” YUDHISTIRA memang tidak saja menjadi panutankeempat adik-adiknya, melainkan juga menjadi harapan bagi seluruh warga kerajaan Amarta untuk membawa perubahan di segala bidang. Termasuk Yudhistira diharapankan bisa menata dan memilih para punggawa kerajaan, menyusul memang saat ini sedang ada acara penataan perdana menteri dan punggawa kerajaan demi kemajuan negara Amarta. ”
SEBAGAI Pandawa yang tertua, Yudhistira memang tidak saja menjadi panutankeempat adik-adiknya, melainkan juga menjadi harapan bagi seluruh warga kerajaan Amarta untuk membawa perubahan di segala bidang. Termasuk Yudhistira diharapankan bisa menata dan memilih para punggawa kerajaan, menyusul memang saat ini sedang ada acara penataan perdana menteri dan punggawa kerajaan demi kemajuan negara Amarta.
Seluruh warga Amarta sudah sangat magfum jika Yudhistira sebagai sosok pemimpin yang berbudi luhur, tidak mau menyakiti orang lain, penyabar, tak mau mendendam, membalas keburukan dengan kebaikan, sopan santun juga pantang berbohong.

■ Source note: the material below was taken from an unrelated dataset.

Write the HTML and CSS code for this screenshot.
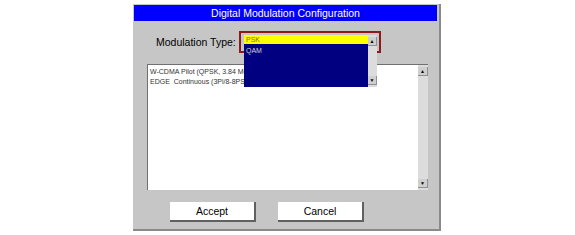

Justru sosok yang seperti itu yang membuat para warga terutama yang SDM –nya mumpuni menaruh iba menyusul ada upaya dari banyak pihak yang mendesak, menekan, arogan disaat Yudhistira akan menata perdana menteri dan punggawa kerajaan.
Bahkan seorang Bagong yang notabene hanyalah sosok seorang batur sangat paham dengan kondisi Bendara, yakni sang Bos tengah “tidak berdaya” dan bingung akibat ditekan banyak pihak, sehingga dibuat tidak berdaya, tidak bisa leluasa memilih para punggawa yang akan membantu dirinya dalam menjalankan pemerintahan.
‘’Kasihan Bos Yudhistira Kang Gareng, mau menata pejabat saja harus menghadapai tekanan banyak pihak. Ibaratnya bisa-bisa nantinya gupak pulute tetapi tidak ikut makan nangkanya. Dan celakanya lagi, sudah dalam kondisi “tidak berdaya”, masih saja dicurigai akan main dalam penataan pejabat itu,’’ keluh Bagong kepada kakak tertuanya Gareng.
‘’Itu khan masih kabar burung Gong, jangan ditelan mentah-mentah,’’ Gareng menasehati
‘’Kabar burung yang mendekati kebenaran, Kang,’’ Bagong tetap bersikukuh dengan pendapatnya lantaran memang suara di luaran sudah sangat santer.
‘’Khan sudah ada upaya cerdas dari Bos Yudhistira, yakni dengan mendatangkan Tim penguji dari Kayangan untuk menguji para calon pejabat. Tujuan mulianya dengan mendatangkan Tim itu supaya dalam menempatkan calon pejabat sesuai dengan kemampuan yang dimilikinya,’’ bantah Gareng.
Mendapat penjelasan itu Bagong segera diam, dalam hati dia angkat topi dengan analisa dari kakaknya (Gareng) tentang Bos Yudhistira yang saat ini tengah dalam kondisi tertekan. Ukurannya, dengan mendatangkan Tim dari Kayangan, berarti ada Something. Bisa jadi semacam Sang Bos tengah membuat atau menciptakan perisai untuk menghadapi tekanan itu.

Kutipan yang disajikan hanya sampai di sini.